Mercedes-Benz mom and inventor, Bertha Benz, newest Automotive Hall of Fame member
Many moms think they deserve a medal for taking young children on a road trip solo. Bertha Benz not only undertook the first recorded road trip, she did it in 1888 at a time when there were few roads and even fewer road amenities. Forget about the wonders of air conditioning, juice boxes and entertainment like Pokémon Go.
For this, and her role in bankrolling her husband’s fledgling car company, which grew up to become Mercedes-Benz, she is the fourth woman inducted into the Automotive Hall of Fame.
Meet more pioneering women
At the Automotive Hall of Fame, in Dearborn, Michigan, outside Detroit, you can learn about the other female inductees. There’s Denise McCluggage, an early motorsports writer and race car driver, Shirley Muldowney, the first woman licensed to drive a Top Fuel dragster in 1973, and Alice Ramsey who was the first woman to drive a car across the US in 1909.
Bertha married engineer Karl Benz who filed the patent for his car in 1886. She helped demonstrate how cars could be part of everyday life with her pioneering road trip. On the trip, she visited her mother just 60 miles away, but the trip took 12 hours. According to the Automotive Hall of Fame website, Karl was having difficulty marketing his car so Bertha made the trip as a publicity stunt.
In August, 1888, Bertha drove from Mannheim to Pforzheim, Germany with her teenage sons Richard and Eugen. The trip took much longer than it would today, though if you’ve taken a 60 mile trip in modern-day New York City in August it might feel longer. Highways were years in the future when Bertha made her trek. There weren’t even gas stations along the way.
An Early MacGyver
According to Benz family legend, Bertha undertook her road trip without first telling her husband. She even had to push the car out of the workshop so he wouldn’t hear it start. Bertha used cleaning fluid to fill the gas tank and contracted a shoemaker to fix a wooden brake shoe with a leather strip, inadvertently inventing the brake pad. She even used a hat pin to clear a clogged fuel line and her garter as an insulator when fixing an ignition wire.

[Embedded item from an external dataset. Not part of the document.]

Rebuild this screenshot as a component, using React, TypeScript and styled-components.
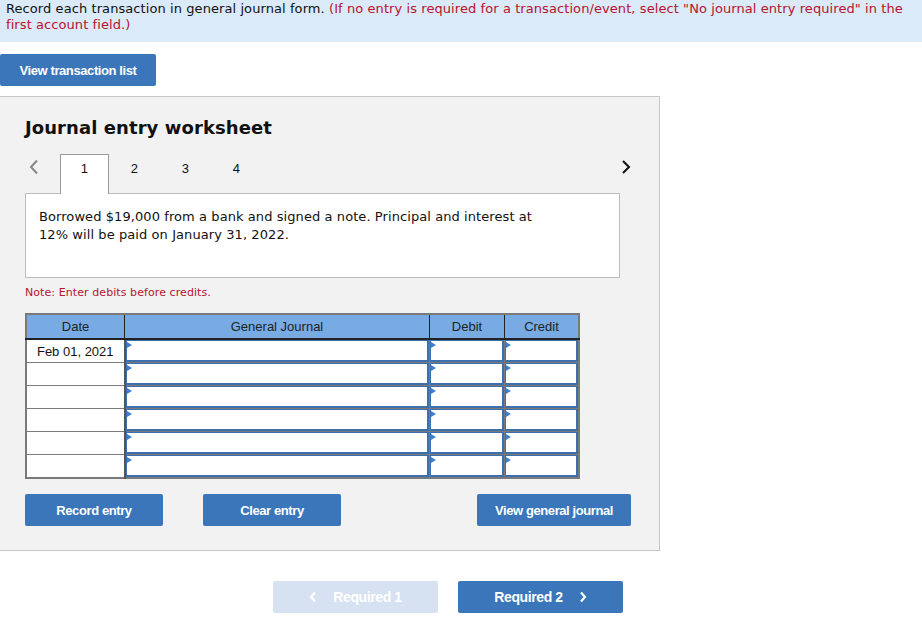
import styled, { createGlobalStyle } from "styled-components";

const GlobalStyle = createGlobalStyle`
  html, body {
    margin: 0;
    padding: 0;
    background: #ffffff;
  }
  body {
    font-family: "DejaVu Sans", Verdana, sans-serif;
    color: #111;
    letter-spacing: 0.08px;
  }
`;

const Page = styled.div`
  width: 922px;
  height: 625px;
  overflow: hidden;
`;

const Instructions = styled.p`
  margin: 0;
  background: #dbeaf8;
  padding: 1px 14px 10px 6px;
  font-size: 13px;
  line-height: 16px;
  height: 31px;
`;

const Hint = styled.span`
  color: #b8122d;
`;

const Button = styled.button<{ $width: number; $disabled?: boolean; $big?: boolean }>`
  width: ${(p) => p.$width}px;
  height: 32px;
  border: none;
  border-radius: 2px;
  background: ${(p) => (p.$disabled ? "#d6e2f1" : "#3a76b9")};
  color: #fff;
  font-family: "Liberation Sans", Arial, sans-serif;
  font-weight: bold;
  font-size: ${(p) => (p.$big ? 14 : 13)}px;
  letter-spacing: -0.4px;
  display: flex;
  align-items: center;
  justify-content: center;
  gap: ${(p) => (p.$big ? 16 : 10)}px;
  padding: 0;
  cursor: pointer;
`;

const TopBar = styled.div`
  padding: 12px 0 10px 0;
`;

const Worksheet = styled.section`
  width: 659px;
  height: 453px;
  background: #f2f2f2;
  border: 1px solid #c8c8c8;
  border-left: none;
`;

const Title = styled.h2`
  margin: 0;
  padding: 20px 0 0 25px;
  font-size: 18px;
  line-height: 22px;
  font-weight: bold;
  color: #111;
`;

const TabRow = styled.div`
  display: flex;
  align-items: flex-end;
  height: 40px;
  margin: 14px 0 0 25px;
  width: 610px;
`;

const Chevron = styled.span`
  align-self: flex-start;
  display: flex;
  align-items: center;
  justify-content: center;
  width: 18px;
  height: 28px;
`;

const Tabs = styled.div`
  display: flex;
  margin-left: 17px;
  flex: 1;
`;

const Tab = styled.div<{ $active?: boolean }>`
  width: ${(p) => (p.$active ? 49 : 51)}px;
  height: 40px;
  box-sizing: border-box;
  display: flex;
  align-items: center;
  justify-content: center;
  font-family: "Liberation Sans", Arial, sans-serif;
  font-size: 13px;
  color: #111;
  padding-bottom: 12px;
  background: ${(p) => (p.$active ? "#fff" : "transparent")};
  border: 1px solid ${(p) => (p.$active ? "#9a9a9a" : "transparent")};
  border-bottom: none;
  margin-bottom: -1px;
  position: relative;
  z-index: 1;
`;

const Description = styled.div`
  margin-left: 25px;
  width: 595px;
  height: 85px;
  box-sizing: border-box;
  background: #fff;
  border: 1px solid #bcbcbc;
  padding: 14px 13px 12px;
  font-size: 13px;
  line-height: 18px;
`;

const Note = styled.p`
  margin: 8px 0 0 25px;
  font-size: 11px;
  line-height: 14px;
  color: #b8122d;
`;

const Table = styled.table`
  margin: 13px 0 0 25px;
  border-collapse: collapse;
  font-family: "Liberation Sans", Arial, sans-serif;
  font-size: 13px;
  letter-spacing: 0;
  border: 2px solid #7a7a7a;
`;

const Th = styled.th<{ $width: number }>`
  width: ${(p) => p.$width}px;
  height: 23px;
  padding: 0;
  background: #78abe3;
  font-weight: normal;
  color: #222;
  border-right: 1px solid #222;
  border-bottom: 2px solid #222;

  &:last-child {
    border-right: none;
  }
`;

const DateCell = styled.td`
  height: 21px;
  padding: 0;
  text-align: center;
  background: #fff;
  color: #111;
  border: 1px solid #7a7a7a;
  border-right: 2px solid #555;
`;

const EntryCell = styled.td`
  height: 21px;
  padding: 0;
  background: #7a7a7a;
  border: 1px solid #7a7a7a;
`;

const EntryField = styled.div`
  position: relative;
  height: 19px;
  background: #fff;
  border: 2px solid #3e6fad;
  border-top-width: 1px;
  border-left-width: 1px;

  &::before {
    content: "";
    position: absolute;
    top: 1px;
    left: 0;
    border-top: 3px solid transparent;
    border-bottom: 3px solid transparent;
    border-left: 5px solid #3f7ed0;
  }
`;

const Actions = styled.div`
  display: flex;
  margin: 15px 0 0 25px;
  width: 606px;

  > :nth-child(2) {
    margin-left: 40px;
  }
  > :nth-child(3) {
    margin-left: auto;
  }
`;

const Footer = styled.div`
  display: flex;
  gap: 20px;
  margin: 30px 0 0 273px;
`;

const ChevronLeft = ({ color = "#888" }: { color?: string }) => (
  <svg width="10" height="16" viewBox="0 0 10 16">
    <path d="M8 1.5 L2 8 L8 14.5" stroke={color} strokeWidth="2" fill="none" />
  </svg>
);

const ChevronRight = ({ color = "#111" }: { color?: string }) => (
  <svg width="10" height="16" viewBox="0 0 10 16">
    <path d="M2 2 L8 8 L2 14" stroke={color} strokeWidth="2" fill="none" />
  </svg>
);

const SmallChevron = ({ dir, color }: { dir: "l" | "r"; color: string }) => (
  <svg width="8" height="12" viewBox="0 0 8 12">
    <path
      d={dir === "l" ? "M6 1.5 L2 6 L6 10.5" : "M2 1.5 L6 6 L2 10.5"}
      stroke={color}
      strokeWidth="2.2"
      fill="none"
    />
  </svg>
);

const rows = ["Feb 01, 2021", "", "", "", "", ""];

export default function App() {
  return (
    <Page>
      <GlobalStyle />
      <Instructions>
        Record each transaction in general journal form.{" "}
        <Hint>
          (If no entry is required for a transaction/event, select "No journal
          entry required" in the first account field.)
        </Hint>
      </Instructions>
      <TopBar>
        <Button $width={156}>View transaction list</Button>
      </TopBar>
      <Worksheet>
        <Title>Journal entry worksheet</Title>
        <TabRow>
          <Chevron>
            <ChevronLeft />
          </Chevron>
          <Tabs>
            <Tab $active>1</Tab>
            <Tab>2</Tab>
            <Tab>3</Tab>
            <Tab>4</Tab>
          </Tabs>
          <Chevron>
            <ChevronRight />
          </Chevron>
        </TabRow>
        <Description>
          Borrowed $19,000 from a bank and signed a note. Principal and interest at
          <br />
          12% will be paid on January 31, 2022.
        </Description>
        <Note>Note: Enter debits before credits.</Note>
        <Table>
          <thead>
            <tr>
              <Th $width={97}>Date</Th>
              <Th $width={304}>General Journal</Th>
              <Th $width={74}>Debit</Th>
              <Th $width={73}>Credit</Th>
            </tr>
          </thead>
          <tbody>
            {rows.map((date, i) => (
              <tr key={`row-${i}`}>
                <DateCell>{date}</DateCell>
                <EntryCell>
                  <EntryField />
                </EntryCell>
                <EntryCell>
                  <EntryField />
                </EntryCell>
                <EntryCell>
                  <EntryField />
                </EntryCell>
              </tr>
            ))}
          </tbody>
        </Table>
        <Actions>
          <Button $width={138}>Record entry</Button>
          <Button $width={138}>Clear entry</Button>
          <Button $width={154}>View general journal</Button>
        </Actions>
      </Worksheet>
      <Footer>
        <Button $width={165} $disabled $big>
          <SmallChevron dir="l" color="#fff" />
          Required 1
        </Button>
        <Button $width={165} $big>
          Required 2
          <SmallChevron dir="r" color="#fff" />
        </Button>
      </Footer>
    </Page>
  );
}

Today you can take the same road trip along the Bertha Benz Memorial Route which winds through a picturesque region of Germany. You’ll see castles and palaces, it won’t take you nearly as long as it took Bertha, and your hair pin won’t be needed should there be car trouble.
Help from the heart and the pocketbook
Unlike wives who doubt their husband’s map-reading abilities or tire-changing skills, Bertha supported her husband’s efforts both emotionally and financially. She used her inheritance to fund the company. Jutta Benz, great-granddaughter of Bertha and Karl Benz, pointed out that as a wife in the late 1800s, Bertha “had to take care of the family, raise five children, do all the housekeeping, cooking…it was as twice as much she accomplished compared to a man.”
William R. Chapin, president of the Automotive Hall of Fame, noted that Bertha and Karl are the first husband and wife team to be inducted. Karl Benz may not have known his wife was taking that family trip, but he still used insight from her adventure to improve his cars.
When you get in the car this summer, think of the woman who took that first road trip and any challenges you face today will pale by comparison.